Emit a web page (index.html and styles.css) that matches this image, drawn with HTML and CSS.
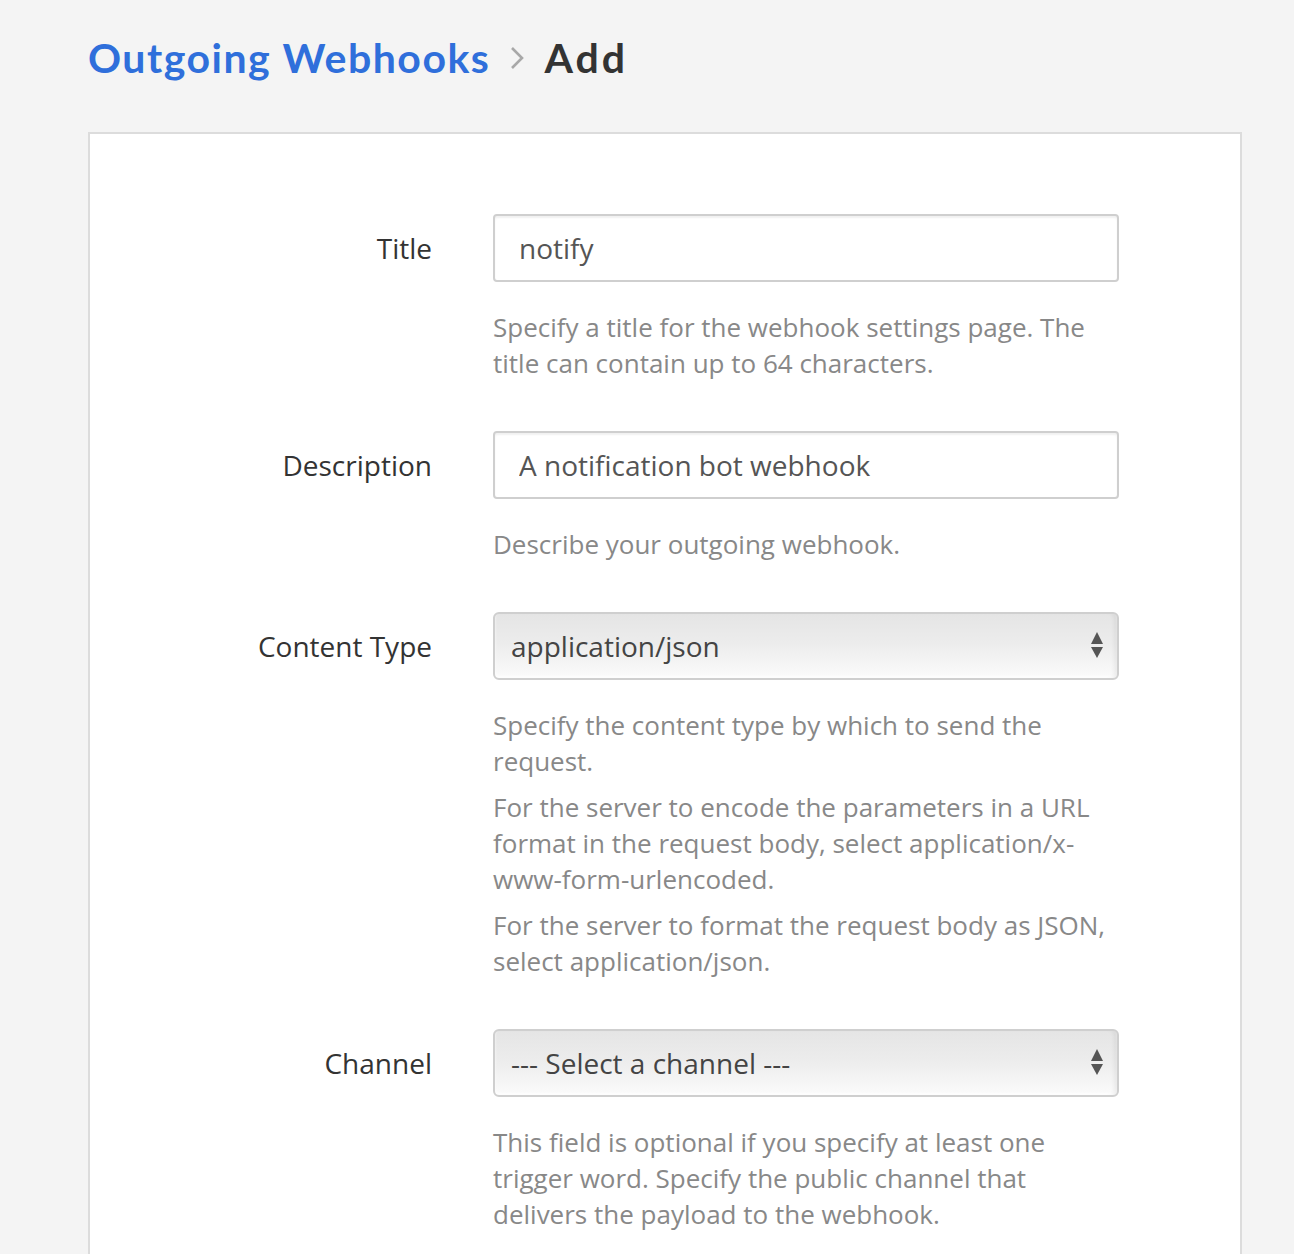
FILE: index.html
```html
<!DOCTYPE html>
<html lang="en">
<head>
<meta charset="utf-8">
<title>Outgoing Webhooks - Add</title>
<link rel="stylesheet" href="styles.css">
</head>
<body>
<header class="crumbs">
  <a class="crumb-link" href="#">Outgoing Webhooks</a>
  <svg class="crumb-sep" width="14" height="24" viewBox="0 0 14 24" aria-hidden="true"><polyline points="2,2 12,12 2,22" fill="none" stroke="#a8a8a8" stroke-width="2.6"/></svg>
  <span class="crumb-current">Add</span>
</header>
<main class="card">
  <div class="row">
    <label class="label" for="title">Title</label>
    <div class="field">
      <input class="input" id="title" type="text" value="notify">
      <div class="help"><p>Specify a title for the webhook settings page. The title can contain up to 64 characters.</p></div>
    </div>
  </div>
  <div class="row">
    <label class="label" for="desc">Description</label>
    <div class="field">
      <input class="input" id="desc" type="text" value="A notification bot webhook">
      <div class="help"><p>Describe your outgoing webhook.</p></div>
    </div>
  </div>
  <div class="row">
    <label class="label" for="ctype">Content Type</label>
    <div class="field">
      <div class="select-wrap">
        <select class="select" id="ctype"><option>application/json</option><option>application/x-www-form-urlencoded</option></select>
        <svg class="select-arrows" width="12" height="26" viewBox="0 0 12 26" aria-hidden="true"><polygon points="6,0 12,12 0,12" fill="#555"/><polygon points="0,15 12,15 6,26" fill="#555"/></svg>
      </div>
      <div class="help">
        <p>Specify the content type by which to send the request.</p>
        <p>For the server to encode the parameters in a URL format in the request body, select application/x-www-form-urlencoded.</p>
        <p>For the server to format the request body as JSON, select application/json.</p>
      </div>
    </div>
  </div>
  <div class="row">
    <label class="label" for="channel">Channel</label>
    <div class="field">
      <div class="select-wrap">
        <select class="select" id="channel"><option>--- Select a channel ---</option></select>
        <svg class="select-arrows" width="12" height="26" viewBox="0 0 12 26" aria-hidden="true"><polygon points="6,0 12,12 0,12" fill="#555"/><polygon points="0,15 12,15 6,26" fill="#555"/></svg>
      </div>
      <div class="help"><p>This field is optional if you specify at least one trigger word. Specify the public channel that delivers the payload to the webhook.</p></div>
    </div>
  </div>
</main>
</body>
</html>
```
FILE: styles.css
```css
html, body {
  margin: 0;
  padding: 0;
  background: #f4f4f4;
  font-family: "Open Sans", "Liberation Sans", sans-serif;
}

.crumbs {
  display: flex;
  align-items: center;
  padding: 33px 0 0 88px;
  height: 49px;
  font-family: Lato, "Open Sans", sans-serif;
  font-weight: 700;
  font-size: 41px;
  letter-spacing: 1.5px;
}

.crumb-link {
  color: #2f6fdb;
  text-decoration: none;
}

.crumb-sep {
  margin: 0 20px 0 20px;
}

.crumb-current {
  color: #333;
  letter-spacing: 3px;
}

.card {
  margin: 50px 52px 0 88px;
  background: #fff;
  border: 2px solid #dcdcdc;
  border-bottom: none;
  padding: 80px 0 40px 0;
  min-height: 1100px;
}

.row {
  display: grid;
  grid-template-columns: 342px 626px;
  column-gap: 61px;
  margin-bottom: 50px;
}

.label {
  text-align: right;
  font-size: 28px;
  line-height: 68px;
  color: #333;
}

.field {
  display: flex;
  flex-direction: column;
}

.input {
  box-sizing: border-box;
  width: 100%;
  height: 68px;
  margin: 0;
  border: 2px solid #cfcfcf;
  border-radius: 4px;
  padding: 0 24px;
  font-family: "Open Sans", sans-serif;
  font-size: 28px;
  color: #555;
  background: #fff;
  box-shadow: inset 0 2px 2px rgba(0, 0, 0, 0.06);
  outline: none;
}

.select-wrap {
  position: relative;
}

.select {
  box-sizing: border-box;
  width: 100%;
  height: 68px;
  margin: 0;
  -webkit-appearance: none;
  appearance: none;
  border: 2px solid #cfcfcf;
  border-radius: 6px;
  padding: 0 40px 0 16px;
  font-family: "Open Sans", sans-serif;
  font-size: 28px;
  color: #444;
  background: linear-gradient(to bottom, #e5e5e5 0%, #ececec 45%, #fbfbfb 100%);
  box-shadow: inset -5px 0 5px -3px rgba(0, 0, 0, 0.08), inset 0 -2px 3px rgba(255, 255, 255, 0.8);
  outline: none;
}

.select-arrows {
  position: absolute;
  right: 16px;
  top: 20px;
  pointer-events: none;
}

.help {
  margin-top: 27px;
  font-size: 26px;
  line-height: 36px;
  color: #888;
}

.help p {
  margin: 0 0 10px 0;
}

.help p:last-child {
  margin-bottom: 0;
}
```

==============================

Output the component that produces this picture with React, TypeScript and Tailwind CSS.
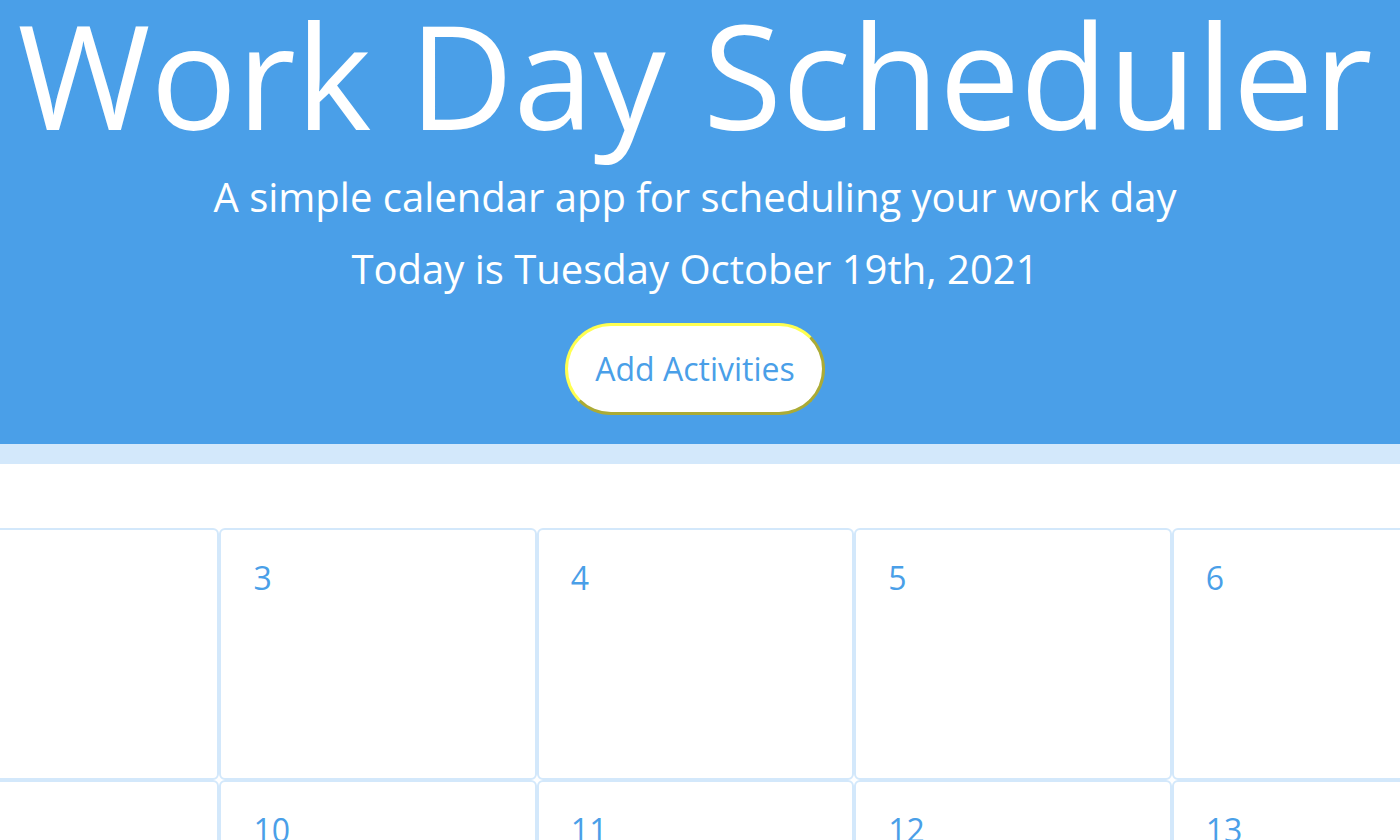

==============================

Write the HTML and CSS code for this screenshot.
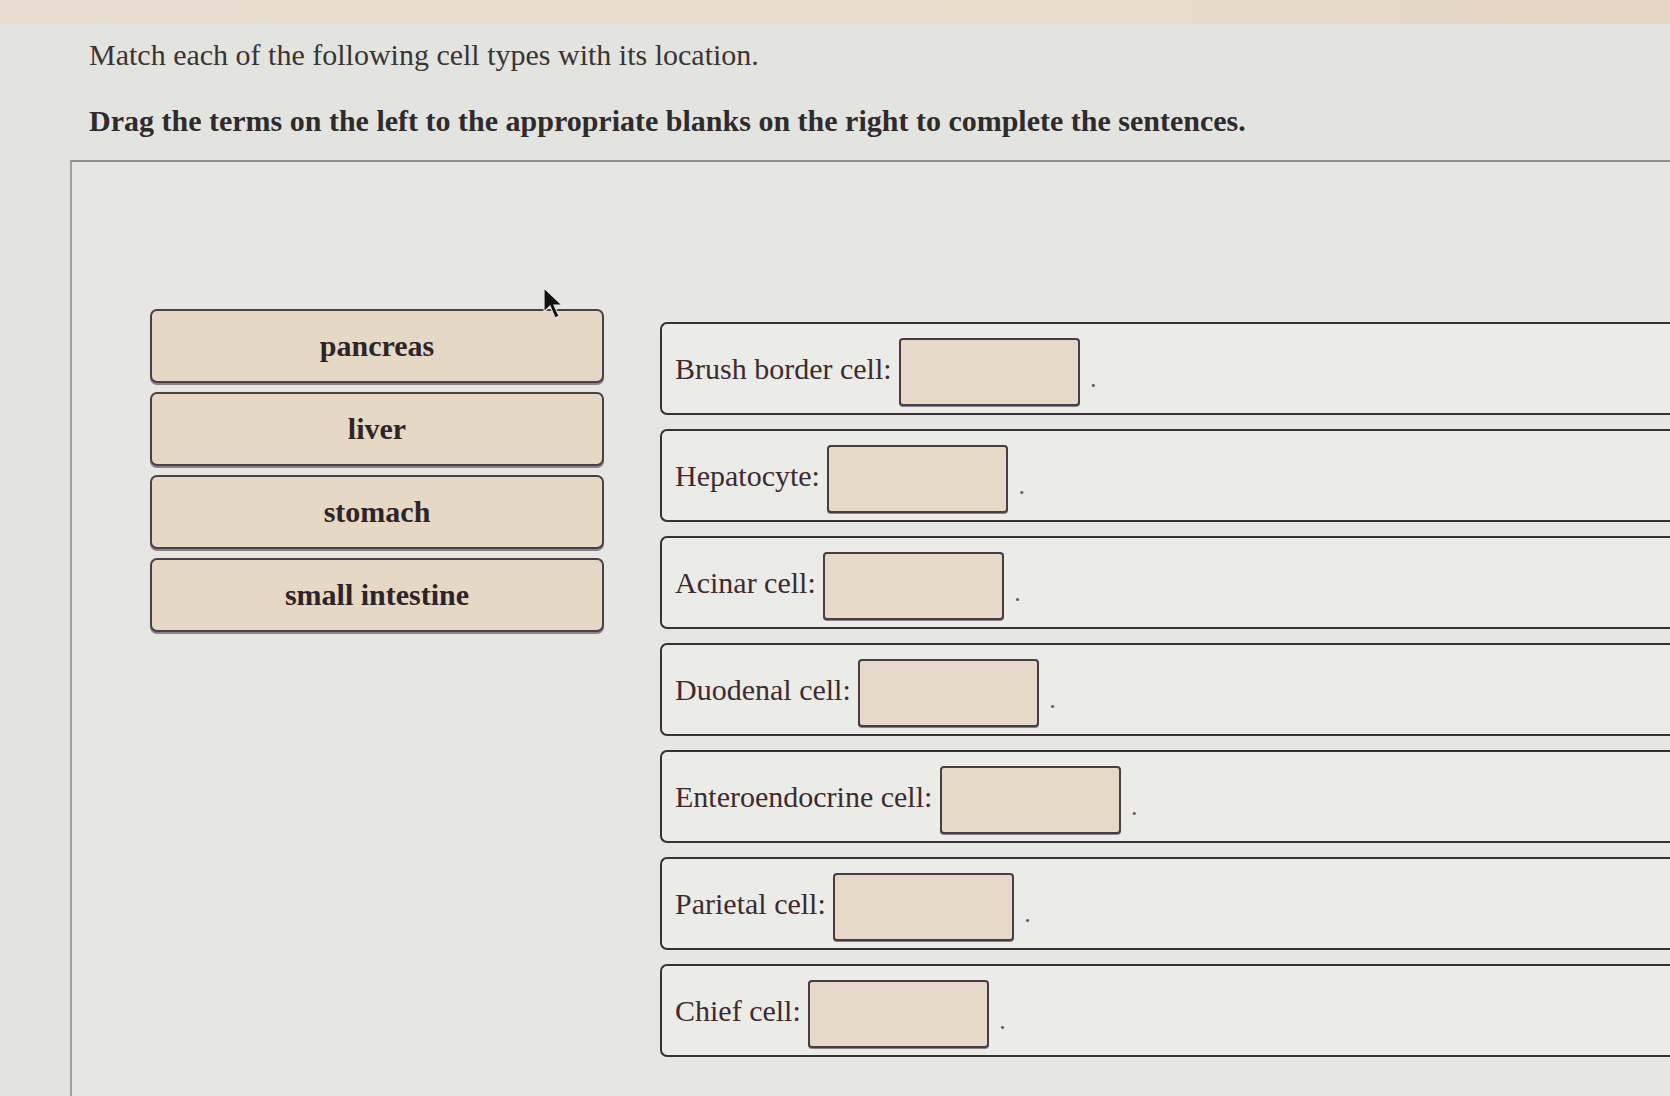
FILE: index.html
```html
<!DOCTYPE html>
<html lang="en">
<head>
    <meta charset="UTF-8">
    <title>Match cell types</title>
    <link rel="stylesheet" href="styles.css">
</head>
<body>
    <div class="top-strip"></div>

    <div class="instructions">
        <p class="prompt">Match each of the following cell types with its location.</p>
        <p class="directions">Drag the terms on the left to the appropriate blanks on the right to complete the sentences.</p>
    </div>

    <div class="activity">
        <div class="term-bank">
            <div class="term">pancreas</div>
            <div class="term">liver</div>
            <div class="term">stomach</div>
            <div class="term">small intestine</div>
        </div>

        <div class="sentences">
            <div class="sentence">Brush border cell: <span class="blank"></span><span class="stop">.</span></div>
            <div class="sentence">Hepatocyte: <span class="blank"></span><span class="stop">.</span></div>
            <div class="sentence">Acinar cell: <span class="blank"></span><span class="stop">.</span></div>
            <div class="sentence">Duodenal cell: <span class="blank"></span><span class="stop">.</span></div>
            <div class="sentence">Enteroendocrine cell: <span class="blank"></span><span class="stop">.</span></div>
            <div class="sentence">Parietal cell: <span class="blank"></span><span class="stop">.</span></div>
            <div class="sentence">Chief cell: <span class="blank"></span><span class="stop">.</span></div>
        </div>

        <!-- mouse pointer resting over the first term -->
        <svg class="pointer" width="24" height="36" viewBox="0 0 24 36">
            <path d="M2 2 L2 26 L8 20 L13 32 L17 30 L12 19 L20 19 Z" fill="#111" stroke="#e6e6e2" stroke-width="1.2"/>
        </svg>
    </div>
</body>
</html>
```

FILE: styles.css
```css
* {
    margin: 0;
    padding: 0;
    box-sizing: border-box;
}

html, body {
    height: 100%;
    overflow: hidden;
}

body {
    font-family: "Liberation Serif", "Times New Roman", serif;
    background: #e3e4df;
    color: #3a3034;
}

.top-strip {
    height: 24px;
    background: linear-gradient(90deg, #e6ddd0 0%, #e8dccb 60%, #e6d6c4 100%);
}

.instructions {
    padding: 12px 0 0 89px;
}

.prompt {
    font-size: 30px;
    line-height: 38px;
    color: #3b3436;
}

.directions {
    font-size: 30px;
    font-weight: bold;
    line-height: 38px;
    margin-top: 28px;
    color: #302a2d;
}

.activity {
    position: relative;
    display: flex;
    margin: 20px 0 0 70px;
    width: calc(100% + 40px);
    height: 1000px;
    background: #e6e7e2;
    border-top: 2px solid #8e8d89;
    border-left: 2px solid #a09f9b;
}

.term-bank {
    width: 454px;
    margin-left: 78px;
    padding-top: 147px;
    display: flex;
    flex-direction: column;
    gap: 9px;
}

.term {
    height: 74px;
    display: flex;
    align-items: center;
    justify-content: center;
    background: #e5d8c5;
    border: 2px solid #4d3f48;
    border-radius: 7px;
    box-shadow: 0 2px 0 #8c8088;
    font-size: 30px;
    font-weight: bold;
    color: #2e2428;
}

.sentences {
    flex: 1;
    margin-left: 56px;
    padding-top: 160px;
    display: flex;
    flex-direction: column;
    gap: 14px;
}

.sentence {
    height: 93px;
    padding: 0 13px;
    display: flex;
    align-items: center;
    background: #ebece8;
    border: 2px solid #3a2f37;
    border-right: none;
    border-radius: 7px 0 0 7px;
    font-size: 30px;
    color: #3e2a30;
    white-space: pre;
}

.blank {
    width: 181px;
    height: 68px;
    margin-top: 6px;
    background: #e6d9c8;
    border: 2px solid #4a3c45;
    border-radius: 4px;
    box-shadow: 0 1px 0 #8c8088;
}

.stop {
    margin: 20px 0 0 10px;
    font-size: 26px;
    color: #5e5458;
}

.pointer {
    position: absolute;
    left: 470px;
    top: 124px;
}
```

==============================

Give the number of lines containing the word "styles". No other answer is needed.

*Response to this task*
5